TO BE DONE
Reproduce exactly, and nothing else, the lines from the one that contains "Output the component" through the one that contains "border-radius: 15px;". Leave the pictures out.
# RECORDS FOR THE TASK start
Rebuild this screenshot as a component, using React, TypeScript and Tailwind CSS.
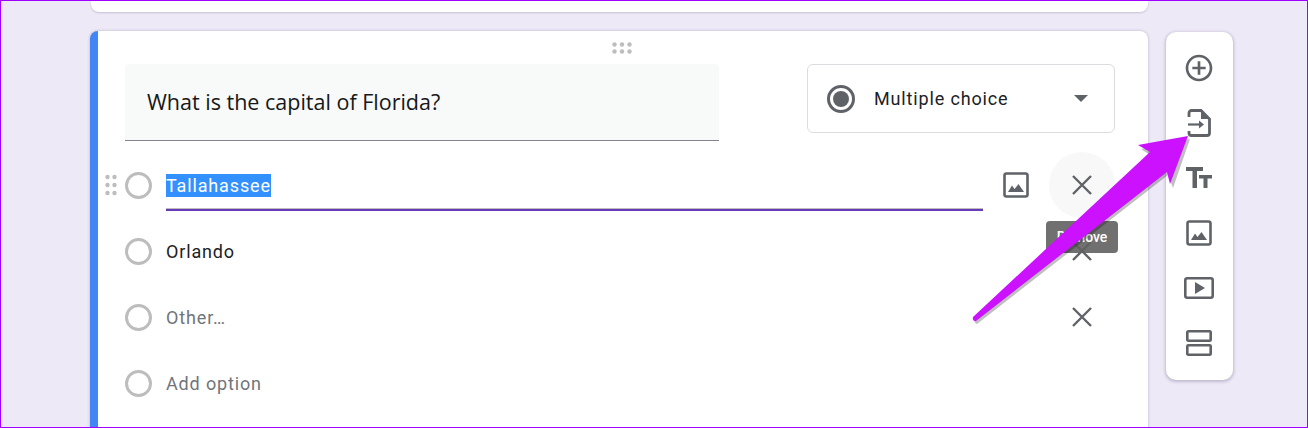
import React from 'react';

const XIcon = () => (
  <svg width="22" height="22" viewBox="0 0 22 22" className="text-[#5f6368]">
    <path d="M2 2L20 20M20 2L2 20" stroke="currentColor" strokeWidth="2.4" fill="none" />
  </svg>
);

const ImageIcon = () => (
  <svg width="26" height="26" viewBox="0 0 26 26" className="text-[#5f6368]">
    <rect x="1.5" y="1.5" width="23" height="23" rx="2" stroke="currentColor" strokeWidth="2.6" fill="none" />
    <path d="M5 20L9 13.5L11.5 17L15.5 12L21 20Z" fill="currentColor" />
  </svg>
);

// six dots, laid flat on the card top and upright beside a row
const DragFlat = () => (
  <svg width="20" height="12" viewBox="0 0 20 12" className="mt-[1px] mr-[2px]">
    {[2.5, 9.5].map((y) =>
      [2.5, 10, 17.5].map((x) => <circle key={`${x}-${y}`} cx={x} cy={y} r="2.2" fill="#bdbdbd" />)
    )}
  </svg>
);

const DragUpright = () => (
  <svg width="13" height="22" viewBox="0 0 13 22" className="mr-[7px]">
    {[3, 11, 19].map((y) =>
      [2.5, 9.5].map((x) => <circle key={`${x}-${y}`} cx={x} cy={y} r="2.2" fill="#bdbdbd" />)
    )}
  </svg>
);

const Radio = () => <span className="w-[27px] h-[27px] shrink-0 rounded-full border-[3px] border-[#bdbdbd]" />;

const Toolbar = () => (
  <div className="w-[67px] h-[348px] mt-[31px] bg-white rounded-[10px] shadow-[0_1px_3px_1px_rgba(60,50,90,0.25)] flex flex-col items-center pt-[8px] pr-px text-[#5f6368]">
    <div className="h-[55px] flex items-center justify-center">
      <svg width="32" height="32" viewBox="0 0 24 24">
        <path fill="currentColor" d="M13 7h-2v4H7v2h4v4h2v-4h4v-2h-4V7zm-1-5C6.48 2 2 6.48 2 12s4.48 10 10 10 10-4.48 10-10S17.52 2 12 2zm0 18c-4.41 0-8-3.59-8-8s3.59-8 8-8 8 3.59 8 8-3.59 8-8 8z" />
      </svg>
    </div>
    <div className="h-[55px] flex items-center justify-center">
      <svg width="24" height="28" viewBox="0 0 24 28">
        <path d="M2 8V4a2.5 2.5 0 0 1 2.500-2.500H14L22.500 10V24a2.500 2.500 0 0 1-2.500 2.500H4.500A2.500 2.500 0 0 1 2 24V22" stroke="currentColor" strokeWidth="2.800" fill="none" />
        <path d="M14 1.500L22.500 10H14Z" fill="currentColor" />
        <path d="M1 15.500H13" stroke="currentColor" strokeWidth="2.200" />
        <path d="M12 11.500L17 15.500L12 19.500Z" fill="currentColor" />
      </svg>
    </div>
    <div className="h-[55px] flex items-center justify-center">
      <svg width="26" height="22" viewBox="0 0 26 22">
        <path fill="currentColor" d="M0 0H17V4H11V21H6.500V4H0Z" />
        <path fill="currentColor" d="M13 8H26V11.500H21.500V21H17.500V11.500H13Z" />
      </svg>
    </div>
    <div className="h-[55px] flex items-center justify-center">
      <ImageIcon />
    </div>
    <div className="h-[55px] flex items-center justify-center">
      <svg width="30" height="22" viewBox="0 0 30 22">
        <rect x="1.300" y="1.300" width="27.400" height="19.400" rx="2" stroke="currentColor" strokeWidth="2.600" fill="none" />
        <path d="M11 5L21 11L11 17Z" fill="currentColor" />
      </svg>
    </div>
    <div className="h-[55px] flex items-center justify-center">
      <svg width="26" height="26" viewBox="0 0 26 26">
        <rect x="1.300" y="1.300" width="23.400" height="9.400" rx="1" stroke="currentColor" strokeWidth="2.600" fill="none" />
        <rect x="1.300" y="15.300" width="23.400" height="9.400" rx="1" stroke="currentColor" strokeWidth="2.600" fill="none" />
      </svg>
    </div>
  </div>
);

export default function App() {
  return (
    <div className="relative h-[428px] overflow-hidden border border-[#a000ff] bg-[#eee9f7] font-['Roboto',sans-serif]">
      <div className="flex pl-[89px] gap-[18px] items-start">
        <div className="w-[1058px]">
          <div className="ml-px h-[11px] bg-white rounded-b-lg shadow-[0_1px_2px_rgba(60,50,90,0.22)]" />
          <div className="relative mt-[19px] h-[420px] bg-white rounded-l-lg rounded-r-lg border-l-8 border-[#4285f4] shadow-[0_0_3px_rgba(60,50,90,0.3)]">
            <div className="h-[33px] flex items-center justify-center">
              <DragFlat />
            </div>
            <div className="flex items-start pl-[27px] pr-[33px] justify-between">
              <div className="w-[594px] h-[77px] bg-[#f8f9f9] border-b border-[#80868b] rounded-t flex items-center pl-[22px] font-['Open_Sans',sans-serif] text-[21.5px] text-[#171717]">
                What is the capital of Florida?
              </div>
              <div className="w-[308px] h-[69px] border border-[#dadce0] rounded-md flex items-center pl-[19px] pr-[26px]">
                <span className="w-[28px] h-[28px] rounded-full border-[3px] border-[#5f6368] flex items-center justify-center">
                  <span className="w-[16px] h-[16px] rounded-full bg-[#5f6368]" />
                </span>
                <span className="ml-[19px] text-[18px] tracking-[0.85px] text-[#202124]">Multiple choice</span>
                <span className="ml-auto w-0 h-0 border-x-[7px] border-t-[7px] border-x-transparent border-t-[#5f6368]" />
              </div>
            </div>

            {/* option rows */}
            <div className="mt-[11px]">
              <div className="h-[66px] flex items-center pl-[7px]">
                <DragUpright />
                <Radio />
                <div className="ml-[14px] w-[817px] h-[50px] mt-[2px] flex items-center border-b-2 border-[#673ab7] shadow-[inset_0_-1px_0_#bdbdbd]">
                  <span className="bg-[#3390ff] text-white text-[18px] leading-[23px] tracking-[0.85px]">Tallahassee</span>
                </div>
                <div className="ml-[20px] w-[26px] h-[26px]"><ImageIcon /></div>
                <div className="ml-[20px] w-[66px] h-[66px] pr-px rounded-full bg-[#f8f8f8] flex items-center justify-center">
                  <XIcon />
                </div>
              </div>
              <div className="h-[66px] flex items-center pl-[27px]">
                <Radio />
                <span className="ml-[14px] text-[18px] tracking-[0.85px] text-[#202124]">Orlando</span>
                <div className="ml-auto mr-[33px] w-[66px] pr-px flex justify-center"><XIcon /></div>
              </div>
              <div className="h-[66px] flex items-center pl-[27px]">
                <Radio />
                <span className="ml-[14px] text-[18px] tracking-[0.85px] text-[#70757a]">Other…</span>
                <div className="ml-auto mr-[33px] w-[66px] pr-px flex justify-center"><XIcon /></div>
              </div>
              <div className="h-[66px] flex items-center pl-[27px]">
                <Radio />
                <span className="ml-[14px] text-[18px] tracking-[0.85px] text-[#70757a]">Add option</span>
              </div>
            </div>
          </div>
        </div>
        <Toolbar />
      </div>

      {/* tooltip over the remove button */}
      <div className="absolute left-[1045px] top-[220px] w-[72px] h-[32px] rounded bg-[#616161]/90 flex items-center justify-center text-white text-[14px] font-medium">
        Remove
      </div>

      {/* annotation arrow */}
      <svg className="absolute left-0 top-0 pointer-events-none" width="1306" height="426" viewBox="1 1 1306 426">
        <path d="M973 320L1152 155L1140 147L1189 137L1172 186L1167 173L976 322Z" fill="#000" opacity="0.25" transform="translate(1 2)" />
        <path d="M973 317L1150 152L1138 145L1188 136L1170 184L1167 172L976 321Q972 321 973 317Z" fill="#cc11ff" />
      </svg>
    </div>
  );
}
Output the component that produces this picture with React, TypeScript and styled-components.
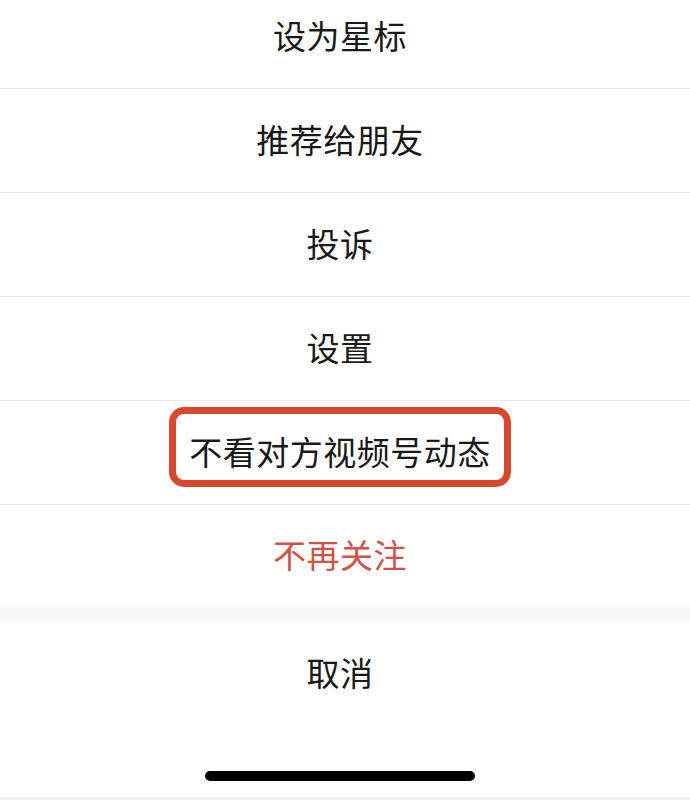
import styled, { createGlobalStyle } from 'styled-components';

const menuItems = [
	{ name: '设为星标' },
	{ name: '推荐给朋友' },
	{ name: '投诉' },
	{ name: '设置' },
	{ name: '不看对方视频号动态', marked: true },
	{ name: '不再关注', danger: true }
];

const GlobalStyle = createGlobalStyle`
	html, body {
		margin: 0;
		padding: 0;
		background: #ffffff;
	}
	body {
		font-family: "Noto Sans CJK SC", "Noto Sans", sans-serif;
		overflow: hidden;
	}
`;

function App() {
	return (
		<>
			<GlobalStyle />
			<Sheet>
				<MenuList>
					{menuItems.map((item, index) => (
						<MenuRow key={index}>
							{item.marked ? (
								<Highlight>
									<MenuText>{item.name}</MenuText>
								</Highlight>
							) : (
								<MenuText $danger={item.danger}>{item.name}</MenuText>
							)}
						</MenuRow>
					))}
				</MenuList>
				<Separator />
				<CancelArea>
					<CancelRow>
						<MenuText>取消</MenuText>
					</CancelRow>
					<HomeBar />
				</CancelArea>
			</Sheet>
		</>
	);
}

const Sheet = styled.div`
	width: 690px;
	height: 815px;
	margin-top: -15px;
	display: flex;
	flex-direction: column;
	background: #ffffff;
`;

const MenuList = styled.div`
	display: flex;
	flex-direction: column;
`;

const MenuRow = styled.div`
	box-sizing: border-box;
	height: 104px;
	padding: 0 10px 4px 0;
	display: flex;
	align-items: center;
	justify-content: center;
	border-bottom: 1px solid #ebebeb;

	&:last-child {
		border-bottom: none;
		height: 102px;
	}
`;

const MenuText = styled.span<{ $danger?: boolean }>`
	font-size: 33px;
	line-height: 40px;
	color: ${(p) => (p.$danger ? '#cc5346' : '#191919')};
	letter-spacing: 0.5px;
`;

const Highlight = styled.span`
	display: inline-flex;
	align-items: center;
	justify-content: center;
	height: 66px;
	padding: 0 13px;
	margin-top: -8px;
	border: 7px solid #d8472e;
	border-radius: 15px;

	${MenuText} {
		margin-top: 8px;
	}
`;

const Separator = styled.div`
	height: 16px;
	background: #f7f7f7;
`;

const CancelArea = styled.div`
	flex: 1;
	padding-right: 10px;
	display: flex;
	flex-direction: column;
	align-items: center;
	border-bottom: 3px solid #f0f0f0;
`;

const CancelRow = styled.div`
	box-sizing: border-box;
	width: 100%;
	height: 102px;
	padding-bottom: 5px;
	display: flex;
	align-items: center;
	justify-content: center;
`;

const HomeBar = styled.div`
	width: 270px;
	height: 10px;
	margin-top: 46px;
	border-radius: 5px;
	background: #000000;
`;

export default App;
# RECORDS FOR THE TASK end
EXERCISE RESULT
Output the component that produces this picture with React, TypeScript and styled-components.
import styled, { createGlobalStyle } from 'styled-components';

const menuItems = [
	{ name: '设为星标' },
	{ name: '推荐给朋友' },
	{ name: '投诉' },
	{ name: '设置' },
	{ name: '不看对方视频号动态', marked: true },
	{ name: '不再关注', danger: true }
];

const GlobalStyle = createGlobalStyle`
	html, body {
		margin: 0;
		padding: 0;
		background: #ffffff;
	}
	body {
		font-family: "Noto Sans CJK SC", "Noto Sans", sans-serif;
		overflow: hidden;
	}
`;

function App() {
	return (
		<>
			<GlobalStyle />
			<Sheet>
				<MenuList>
					{menuItems.map((item, index) => (
						<MenuRow key={index}>
							{item.marked ? (
								<Highlight>
									<MenuText>{item.name}</MenuText>
								</Highlight>
							) : (
								<MenuText $danger={item.danger}>{item.name}</MenuText>
							)}
						</MenuRow>
					))}
				</MenuList>
				<Separator />
				<CancelArea>
					<CancelRow>
						<MenuText>取消</MenuText>
					</CancelRow>
					<HomeBar />
				</CancelArea>
			</Sheet>
		</>
	);
}

const Sheet = styled.div`
	width: 690px;
	height: 815px;
	margin-top: -15px;
	display: flex;
	flex-direction: column;
	background: #ffffff;
`;

const MenuList = styled.div`
	display: flex;
	flex-direction: column;
`;

const MenuRow = styled.div`
	box-sizing: border-box;
	height: 104px;
	padding: 0 10px 4px 0;
	display: flex;
	align-items: center;
	justify-content: center;
	border-bottom: 1px solid #ebebeb;

	&:last-child {
		border-bottom: none;
		height: 102px;
	}
`;

const MenuText = styled.span<{ $danger?: boolean }>`
	font-size: 33px;
	line-height: 40px;
	color: ${(p) => (p.$danger ? '#cc5346' : '#191919')};
	letter-spacing: 0.5px;
`;

const Highlight = styled.span`
	display: inline-flex;
	align-items: center;
	justify-content: center;
	height: 66px;
	padding: 0 13px;
	margin-top: -8px;
	border: 7px solid #d8472e;
	border-radius: 15px;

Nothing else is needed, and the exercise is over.